The White House yesterday launched yet another signature initiative to cut wasteful spending, once again setting the Administration’s key utility infielder, Vice President Joe Biden, to the task.
This latest campaign follows a previous effort launched in 2009 directing the cabinet secretaries to track down a whole $100 million—yes, million—in wasteful spending. In the summer of that year the White House then trumpeted that they had over-performed by a whole $2 million. Meanwhile, the budget deficit topped $1.4 trillion.
Two full years into the Administration, with agency budget officers and the Office of Management and Budget well-equipped to identify waste, and the Administration launches a wasteful spending campaign? Didn’t the Administration just release a budget a few months ago?
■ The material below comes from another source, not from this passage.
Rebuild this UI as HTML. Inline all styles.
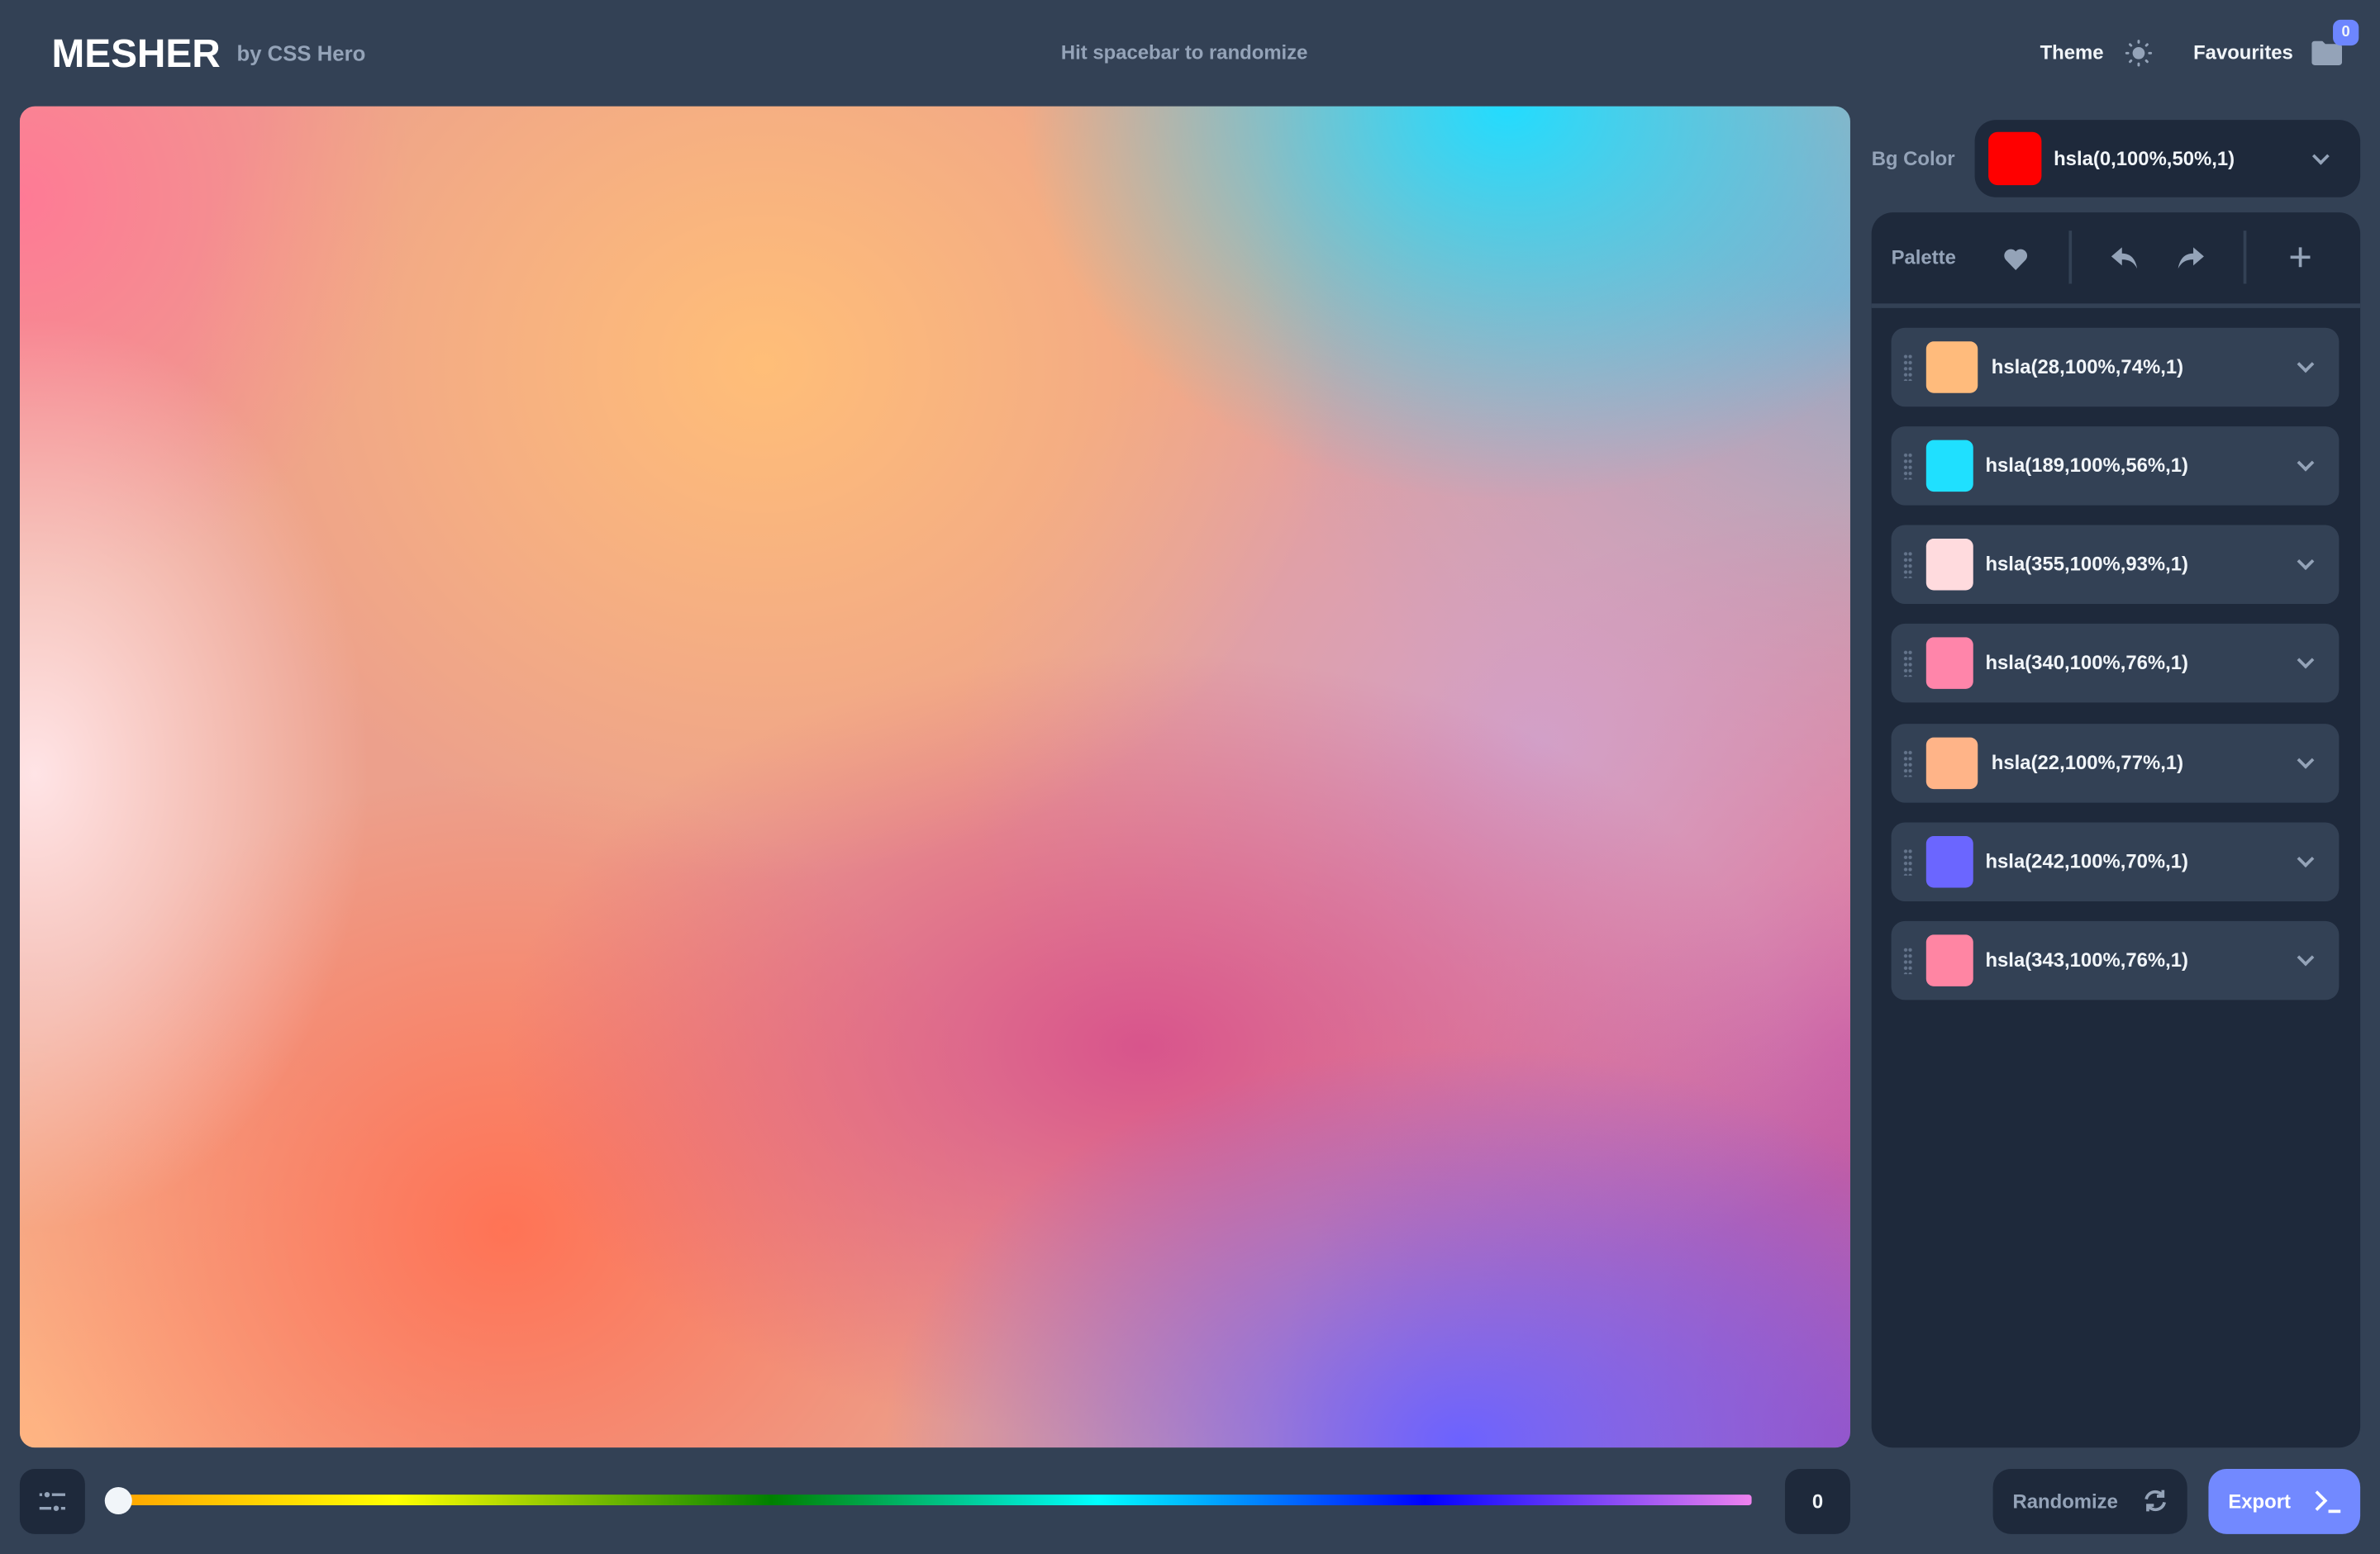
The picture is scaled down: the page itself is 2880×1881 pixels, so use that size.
<!DOCTYPE html>
<html><head><meta charset="utf-8"><style>
*{box-sizing:border-box;margin:0;padding:0}
html,body{width:2880px;height:1880px;overflow:hidden;background:#334155}
#w{position:absolute;left:0;top:0;width:1568px;height:1024px;transform:scale(1.83673);transform-origin:0 0;font-family:"Liberation Sans",sans-serif;font-weight:bold;color:#f1f5f9}
.a{position:absolute}
.canvas{left:13px;top:70px;width:1206px;height:884px;border-radius:10px;background:
radial-gradient(ellipse 320px 260px at 980px 0px,rgba(34,220,255,1),rgba(34,220,255,0)),
radial-gradient(ellipse 380px 340px at 490px 170px,rgba(255,190,120,1),rgba(255,190,120,0)),
radial-gradient(ellipse 220px 300px at 10px 440px,rgba(255,228,230,1),rgba(255,228,230,0)),
radial-gradient(ellipse 260px 260px at 0px 60px,rgba(255,120,150,.95),rgba(255,120,150,0)),
radial-gradient(ellipse 380px 260px at 950px 880px,rgba(108,98,255,1),rgba(108,98,255,0)),
radial-gradient(ellipse 420px 260px at 740px 620px,rgba(215,80,140,.95),rgba(215,80,140,0)),
radial-gradient(ellipse 340px 300px at 320px 740px,rgba(255,115,85,1),rgba(255,115,85,0)),
radial-gradient(ellipse 380px 340px at 1000px 420px,rgba(210,160,200,1),rgba(210,160,200,0)),
radial-gradient(ellipse 380px 380px at 1206px 884px,rgba(165,80,180,1),rgba(165,80,180,0)),
radial-gradient(ellipse 380px 360px at 1206px 620px,rgba(220,90,150,1),rgba(220,90,150,0)),
radial-gradient(ellipse 320px 320px at 0 884px,rgba(255,180,130,1),rgba(255,180,130,0)),
radial-gradient(ellipse 400px 360px at 1206px 120px,rgba(140,170,200,1),rgba(140,170,200,0)),
#eca08c}
.dd{background:#1e293b;border-radius:14px}
.row{left:1246px;width:295px;height:52px;background:#334155;border-radius:9px}
.sw{position:absolute;left:23px;top:9px;width:33px;height:34px;border-radius:5px}
.row .t{position:absolute;left:62px;top:18px;font-size:13px}
.chev{position:absolute;right:18px;top:20px;width:8px;height:8px;border-right:2px solid #94a3b8;border-bottom:2px solid #94a3b8;transform:rotate(45deg)}
.grip{position:absolute;left:8px;top:17px;width:6px;height:18px;background:radial-gradient(circle,#64748b 1px,transparent 1.3px) 0 0/3px 4px}
</style></head><body><div id="w">
<div class="a" style="left:34px;top:20px;font-size:26px;font-weight:900;color:#fff;transform:scaleX(1.0);transform-origin:0 0">MESHER</div>
<div class="a" style="left:156px;top:27px;font-size:14px;color:#94a3b8">by CSS Hero</div>
<div class="a" style="left:699px;top:27px;font-size:13px;color:#94a3b8">Hit spacebar to randomize</div>
<div class="a" style="left:1344px;top:27px;font-size:13px">Theme</div>
<svg class="a" style="left:1400px;top:26px" width="18" height="18" viewBox="0 0 18 18" fill="#94a3b8"><circle cx="9" cy="9" r="4"/><g stroke="#94a3b8" stroke-width="1.6" stroke-linecap="round"><path d="M9 1v1M9 16v1M1 9h1M16 9h1M3.3 3.3l.7.7M14 14l.7.7M3.3 14.7l.7-.7M14 4l.7-.7"/></g></svg>
<div class="a" style="left:1445px;top:27px;font-size:13px">Favourites</div>
<svg class="a" style="left:1523px;top:27px" width="20" height="16" viewBox="0 0 20 16"><path d="M0 2a2 2 0 012-2h5l2 2h9a2 2 0 012 2v10a2 2 0 01-2 2H2a2 2 0 01-2-2z" fill="#94a3b8"/></svg>
<div class="a" style="left:1537px;top:13px;width:17px;height:17px;border-radius:5px;background:#6d86ff;font-size:10px;text-align:center;line-height:17px">0</div>

<div class="a canvas"></div>

<div class="a" style="left:1233px;top:97px;font-size:13px;color:#94a3b8">Bg Color</div>
<div class="a dd" style="left:1301px;top:79px;width:254px;height:51px"><div class="sw" style="left:9px;top:8px;width:35px;height:35px;background:#f00;border-radius:6px"></div><div class="a" style="left:52px;top:18px;font-size:13px">hsla(0,100%,50%,1)</div><div class="chev" style="right:22px"></div></div>

<div class="a dd" style="left:1233px;top:140px;width:322px;height:814px"></div>
<div class="a" style="left:1233px;top:200px;width:322px;height:3px;background:#334155"></div>
<div class="a" style="left:1246px;top:162px;font-size:13px;color:#94a3b8">Palette</div>
<svg class="a" style="left:1320px;top:163px" width="16" height="15" viewBox="0 0 16 15"><path d="M8 15L1.5 8.3A4 4 0 018 2.7 4 4 0 0114.5 8.3z" fill="#94a3b8"/></svg>
<div class="a" style="left:1363px;top:152px;width:2px;height:35px;background:#334155"></div>
<svg class="a" style="left:1391px;top:162px" width="18" height="16" viewBox="0 0 18 16"><path d="M7 1L0 7l7 6V9c5 0 8 2 10 6-1-6-4-10-10-10z" fill="#94a3b8"/></svg>
<svg class="a" style="left:1434px;top:162px" width="18" height="16" viewBox="0 0 18 16"><path d="M11 1l7 6-7 6V9C6 9 3 11 1 15 2 9 5 5 11 5z" fill="#94a3b8"/></svg>
<div class="a" style="left:1478px;top:152px;width:2px;height:35px;background:#334155"></div>
<svg class="a" style="left:1508px;top:162px" width="15" height="15" viewBox="0 0 15 15"><path d="M7.5 1v13M1 7.5h13" stroke="#94a3b8" stroke-width="2"/></svg>

<div class="a row" style="top:216px"><div class="grip"></div><div class="sw" style="background:#ffbb7c;width:34px"></div><div class="t" style="left:66px">hsla(28,100%,74%,1)</div><div class="chev"></div></div>
<div class="a row" style="top:281px"><div class="grip"></div><div class="sw" style="background:#1fe0ff;width:31px"></div><div class="t">hsla(189,100%,56%,1)</div><div class="chev"></div></div>
<div class="a row" style="top:346px"><div class="grip"></div><div class="sw" style="background:#ffdbde;width:31px"></div><div class="t">hsla(355,100%,93%,1)</div><div class="chev"></div></div>
<div class="a row" style="top:411px"><div class="grip"></div><div class="sw" style="background:#ff85aa;width:31px"></div><div class="t">hsla(340,100%,76%,1)</div><div class="chev"></div></div>
<div class="a row" style="top:477px"><div class="grip"></div><div class="sw" style="background:#ffb488;width:34px"></div><div class="t" style="left:66px">hsla(22,100%,77%,1)</div><div class="chev"></div></div>
<div class="a row" style="top:542px"><div class="grip"></div><div class="sw" style="background:#6b66ff;width:31px"></div><div class="t">hsla(242,100%,70%,1)</div><div class="chev"></div></div>
<div class="a row" style="top:607px"><div class="grip"></div><div class="sw" style="background:#ff85a3;width:31px"></div><div class="t">hsla(343,100%,76%,1)</div><div class="chev"></div></div>

<div class="a dd" style="left:13px;top:968px;width:43px;height:43px;border-radius:10px"><svg class="a" style="left:12px;top:13px" width="19" height="17" viewBox="0 0 19 17" stroke="#94a3b8" stroke-width="1.8" fill="#94a3b8"><path d="M1 4h17M1 13h17"/><circle cx="6" cy="4" r="2.5" stroke="#1e293b" stroke-width="1.5"/><circle cx="12" cy="13" r="2.5" stroke="#1e293b" stroke-width="1.5"/></svg></div>
<div class="a" style="left:78px;top:985px;width:1076px;height:7px;border-radius:2px;background:linear-gradient(90deg,#ffa500,#ff0 17%,#008000 40%,#0ff 60%,#00f 80%,#ee82ee)"></div>
<div class="a" style="left:69px;top:980px;width:18px;height:18px;border-radius:50%;background:#f1f5f9"></div>
<div class="a dd" style="left:1176px;top:968px;width:43px;height:43px;border-radius:10px;font-size:13px;text-align:center;line-height:43px">0</div>
<div class="a dd" style="left:1313px;top:968px;width:128px;height:43px;border-radius:12px"><div class="a" style="left:13px;top:14px;font-size:13px;color:#94a3b8">Randomize</div><svg class="a" style="left:98px;top:12px" width="18" height="18" viewBox="0 0 18 18" fill="none" stroke="#94a3b8" stroke-width="2"><path d="M3 8a6 6 0 0111-2M15 10a6 6 0 01-11 2"/><path d="M14 2v4h-4M4 16v-4h4"/></svg></div>
<div class="a" style="left:1455px;top:968px;width:100px;height:43px;border-radius:12px;background:#7289ff"><div class="a" style="left:13px;top:14px;font-size:13px;color:#fff">Export</div><svg class="a" style="left:69px;top:12px" width="20" height="18" viewBox="0 0 20 18" fill="none" stroke="#fff" stroke-width="2"><path d="M2 3l6 6-6 6M10 16h8"/></svg></div>
</div></body></html>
The key word here seems to be campaign. Acknowledging the country’s disgust with Washington spending, a slumping economy, and a looming election, President Obama turned to a little political showmanship employing once again the parlor game of cups.
This latest effort is reminiscent of an effort almost 20 years ago during the Clinton Administration. President Clinton created the National Performance Review, headed by Vice President Al Gore, to find ways for government to reinvent itself to perform better at lower cost.
By all accounts, Gore was extensively involved in the first phase. One popular tale had Gore visiting a government office and walking the halls. Finally, he found a cubicle with a worker in it. But the worker wasn’t working. He was finishing a crossword puzzle, which was added to an overflowing trash can of crossword puzzles.
The Vice President asked him about it and the worker replied, “Mr. Vice President, I’m so glad to see you. I was hired five years ago as an accountant out of school. Every day I show up to work on time, I only take my allotted time for lunch, and I never leave early. But nobody has every told me what I’m supposed to do, so all I do is crossword puzzles. Can you help me? I’d really like to earn my living.”
Gore shook the man’s hand, checked his union card, and patted him on the shoulder, promising to look into it.
As he then moved down the hallway Gore found another worker, professionally dressed and with a stack of finished crossword puzzles. When he inquired about it, the Vice President was told almost the same story, except this worker had been diligently idle since the Kennedy Administration and was nearing retirement.
As he walked away, the Vice President shook his head and wrote down in his notebook, “Serious problem with redundancy.”